Giacinto Diano or Diana (28 March 1731 – 13 August 1803) was an Italian painter, active in Southern Italy in a style that mixes Rococo and Neoclassicism.

==Biography==
He was born in Pozzuoli. He began his training in the studio of Francesco De Mura, whose work would influence his early compositions. He worked briefly in Rome with Anton Raphael Mengs, before settling in Naples in 1752. At that time Naples was enjoying period of great artistic and cultural achievement, due to the presence of the enlightened King Charles III. Nicknamed o Puzzulaniello or referred to as il Pozzolano, Diano took little time to establish a prominent place in the art scene.

In 1773, he was named a professor of drawing at the Accademia del Disegno. Six years later, he was appointed Master of Painting at the Accademia di Belle Art. He would remain until 1782. Despite his numerous duties there, he continued to paint on private commission.
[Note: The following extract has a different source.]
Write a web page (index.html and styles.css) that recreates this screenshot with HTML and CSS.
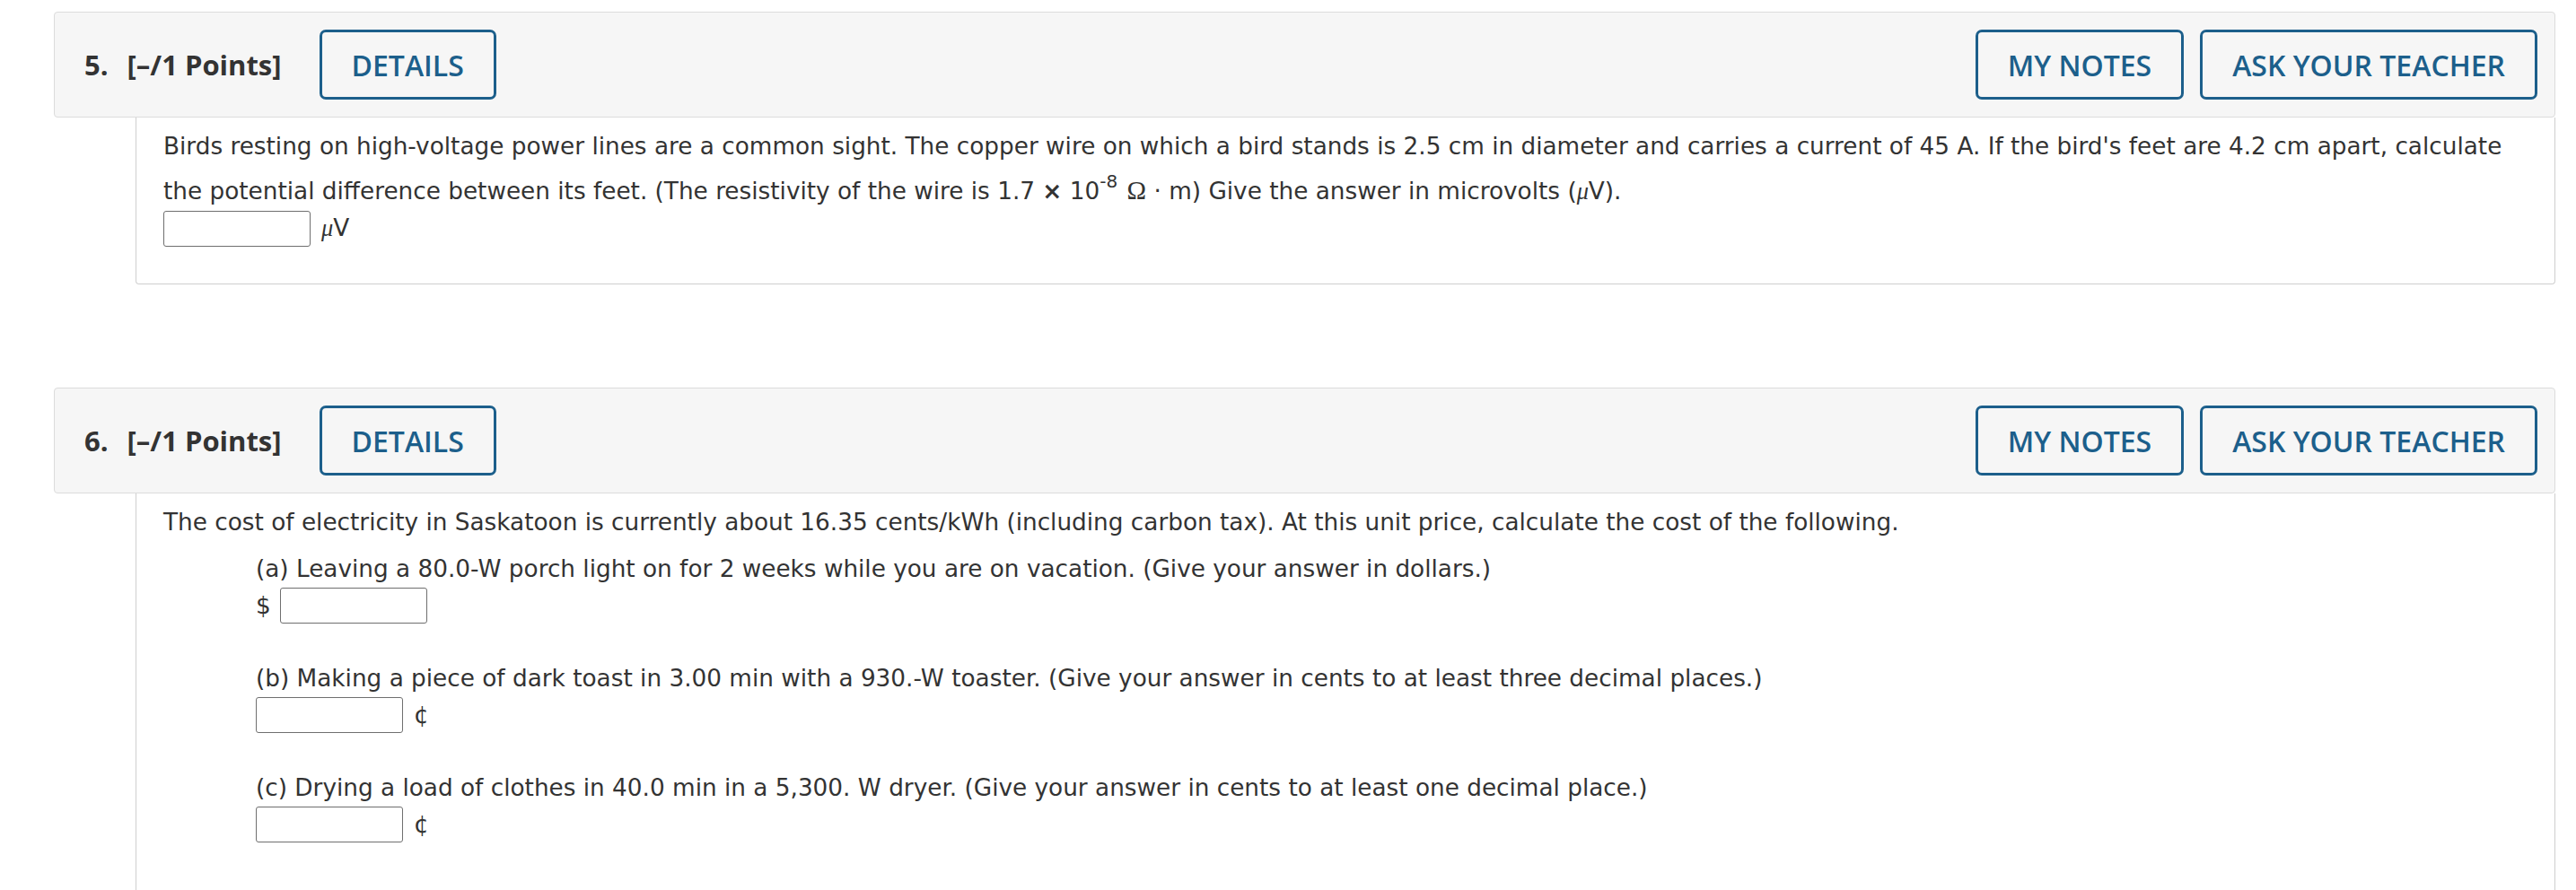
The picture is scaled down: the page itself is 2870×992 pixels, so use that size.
FILE: index.html
```html
<!DOCTYPE html>
<html lang="en">
<head>
<meta charset="utf-8">
<title>Questions</title>
<link rel="stylesheet" href="styles.css">
</head>
<body>
<div class="page">
  <section class="question q5">
    <div class="qhead">
      <div class="qnum"><span class="num">5.</span><span class="pts">[–/1 Points]</span></div>
      <button class="btn details">DETAILS</button>
      <div class="actions">
        <button class="btn">MY NOTES</button>
        <button class="btn">ASK YOUR TEACHER</button>
      </div>
    </div>
    <div class="qbody">
      <p class="text">Birds resting on high-voltage power lines are a common sight. The copper wire on which a bird stands is 2.5 cm in diameter and carries a current of 45 A. If the bird's feet are 4.2 cm apart, calculate the potential difference between its feet. (The resistivity of the wire is 1.7 <b class="times">×</b> 10<span class="sup">-8</span> <span class="omega">Ω</span> · m) Give the answer in microvolts (<span class="mu">μ</span>V).</p>
      <div class="answer">
        <input class="field" type="text">
        <span class="unit"><span class="mu">μ</span>V</span>
      </div>
    </div>
  </section>

  <section class="question q6">
    <div class="qhead">
      <div class="qnum"><span class="num">6.</span><span class="pts">[–/1 Points]</span></div>
      <button class="btn details">DETAILS</button>
      <div class="actions">
        <button class="btn">MY NOTES</button>
        <button class="btn">ASK YOUR TEACHER</button>
      </div>
    </div>
    <div class="qbody tall">
      <p class="text">The cost of electricity in Saskatoon is currently about 16.35 cents/kWh (including carbon tax). At this unit price, calculate the cost of the following.</p>
      <div class="parts">
        <div class="part">
          <p class="text">(a) Leaving a 80.0-W porch light on for 2 weeks while you are on vacation. (Give your answer in dollars.)</p>
          <div class="answer dollars">
            <span class="unit">$</span>
            <input class="field" type="text">
          </div>
        </div>
        <div class="part">
          <p class="text">(b) Making a piece of dark toast in 3.00 min with a 930.-W toaster. (Give your answer in cents to at least three decimal places.)</p>
          <div class="answer">
            <input class="field" type="text">
            <span class="unit">¢</span>
          </div>
        </div>
        <div class="part">
          <p class="text">(c) Drying a load of clothes in 40.0 min in a 5,300. W dryer. (Give your answer in cents to at least one decimal place.)</p>
          <div class="answer">
            <input class="field" type="text">
            <span class="unit">¢</span>
          </div>
        </div>
      </div>
    </div>
  </section>
</div>
</body>
</html>
```

FILE: styles.css
```css
html, body {
  margin: 0;
  padding: 0;
  background: #ffffff;
}

.page {
  padding: 13px 23px 0 60px;
  font-family: "DejaVu Sans", Verdana, sans-serif;
  color: #333333;
}

.question {
  margin-bottom: 115px;
}

.qhead {
  display: flex;
  align-items: center;
  box-sizing: border-box;
  height: 118px;
  padding: 0 19px 0 33px;
  background: #f6f6f6;
  border: 1px solid #dcdcdc;
  border-radius: 4px;
}

.qnum {
  display: flex;
  align-items: baseline;
  gap: 21px;
  font-family: "Open Sans", "Liberation Sans", sans-serif;
  font-weight: 700;
  font-size: 31px;
  color: #333333;
}

.btn {
  box-sizing: border-box;
  height: 78px;
  padding: 0 33px;
  background: transparent;
  border: 3px solid #1c5f8b;
  border-radius: 7px;
  font-family: "Open Sans", "Liberation Sans", sans-serif;
  font-weight: 600;
  font-size: 32px;
  color: #1c5f8b;
}

.details {
  margin-left: 42px;
}

.actions {
  display: flex;
  gap: 18px;
  margin-left: auto;
}

.qbody {
  margin-left: 91px;
  padding: 8px 50px 41px 30px;
  border: 1px solid #cfcfcf;
  border-top: none;
  border-radius: 0 0 4px 4px;
}

.qbody.tall {
  padding-bottom: 60px;
}

.text {
  margin: 0;
  font-size: 26.3px;
  line-height: 49px;
}

.times {
  font-weight: 700;
}

.sup {
  font-size: 20px;
  line-height: 1;
  vertical-align: 13px;
  margin-right: 2px;
}

.omega {
  font-family: "Liberation Serif", serif;
  font-size: 29px;
}

.mu {
  font-family: "Liberation Serif", serif;
  font-style: italic;
}

.answer {
  display: flex;
  align-items: center;
  gap: 12px;
  margin-top: -4px;
}

.answer.dollars {
  gap: 10px;
}

.field {
  box-sizing: border-box;
  width: 164px;
  height: 40px;
  margin: 0;
  border: 1px solid #6f6f6f;
  border-radius: 3px;
  background: #ffffff;
}

.unit {
  font-size: 26.3px;
  line-height: 40px;
}

.parts {
  margin: 3px 0 0 103px;
  display: flex;
  flex-direction: column;
  gap: 37px;
}
```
He was very prolific, and his works may be seen in churches throughout Southern Italy. Among his best known are:
- Frescoes for the Palazzo Francavilla (now Palazzo Cellammare)
- Frescoes for the Hospital of Santa Maria della Pace
- Frescoes for the church of the Santissima Trinità dei Pellegrini.
- Two canvases for the church of Sant'Agostino alla Zecca
- Paintings in the chapels at San Pietro ad Aram and the church of the Nunziata.

He spent his last years, ill and poverty stricken, in a small house in the Quartieri Spagnoli. He was buried at the church of the Santissima Trinità.

The painter and engraver Gaetano Gigante was one of his best-known pupils. Gaetano's son, Giacinto (named after Diano) was one of the founders of the School of Posillipo.